Lastly, if you're really fancy there are private security entrances at some airports, with private lounges and security checkpoints. These run in the $5k range, so they're really not for most people. The LAX one will drive you across the tarmac to your plane in a luxury car I'm told. I assume there's no line here ever.
So America already has 5 different tiers of passengers just for going through security depending on your wealth (and risk profile). I can only assume we've rung all the money out we can, and we don't need another yet.
> In the US you have this TSA precheck that you need to have an appointment to set up?
I think it's just a one-time appointment to get enrolled in precheck. While flying, you just select a different (in theory speedier) line.
"CLEAR" is weirder. They're a private company, for one; AIUI, they get you through the lines quicker, and they do the document check portion¹ of the TSA flow, but not the security screening; vs. the TSA Precheck will result in a lighter security screen portion. (They're expensive, so I've never considered them.)
¹the typical TSA flow is: 1) huge line, 2) "document check" where your boarding pass & ID are inspected, 3) small line, 4) baggage xray + (body scanner || pat down)
I prefer American screening. I was recently in Frankfurt and was very pleased to find they had a line for families with children, but then every single screen was equivalent to the screen you receive when you leave a water bottle in your luggage in the USA. Everyone was required to have a full on 2 minute conversation with the security agent, and children were screaming as they received intensive pat downs.
If you're going to have security theater, at least try and make it fast.
I grew up in Australia, and mostly pre-911. Took my girlfriend and her daughter there from the US recently. Worst part of screening was emigration/passport checking, outbound, at Sydney.

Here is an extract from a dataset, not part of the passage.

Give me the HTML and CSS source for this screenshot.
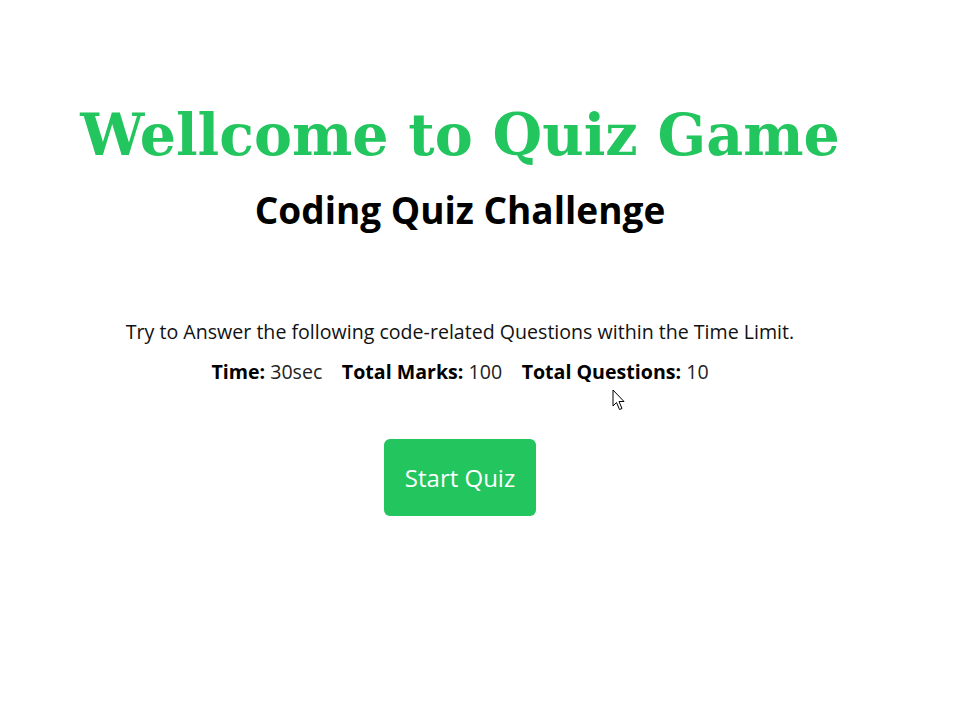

They've never traveled abroad, so I'm bringing them with me. There's a bunch of open gates. Agent says "Use the three gates" to us, "so it can be quicker".
We do.
Her daughter's passport is being problematic.
Agents are being unhelpful. They're more interested in berating us. The same one who spread us across three gates speaks witheringly and condescendingly to us, "This is why you need to go parent - child - parent." Took every ounce of restraint to not say "Then why did you tell us to do something different a minute and a half ago?"
Said kid is an intelligent 16 year old. There was actually an issue with the equipment, not her.
Ha, when I flew out of of Frankfurt to Italy, I just had to walk through a metal detector like it was 1998. So did every other person at that security terminal. Made me wonder why flying in America was not like that great experience
Net-net, shifting toward biometrics is good, but there are some very sharp corner cases.
Also, my toddler still has trouble telling my infant identical twins apart. I could see one of my identical twins denied boarding because "Sorry, but you're already on the other side of this security gate. If you'd like us to review this decision, please send registered mail to the nearest trash receptacle."
Edit: I almost forgot about my own travel facial recognition failure two weekends ago. United has some system that scans your face at the check-in counter, and uses facial recognition in lieu of scanning your boarding pass at the gate. I entered one gate. It didn't even seem to recognize there was a face there. The gate agent told me I was standing too close, and told me to back up. She then told me to try the other gate. Then she asked me to stand aside and she manually scanned my boarding pass. To be fair, I used to get the same response at bars when I was single. (I joke, but this really happened to me that a facial scan from a few hours prior wasn't recognized at the gate.)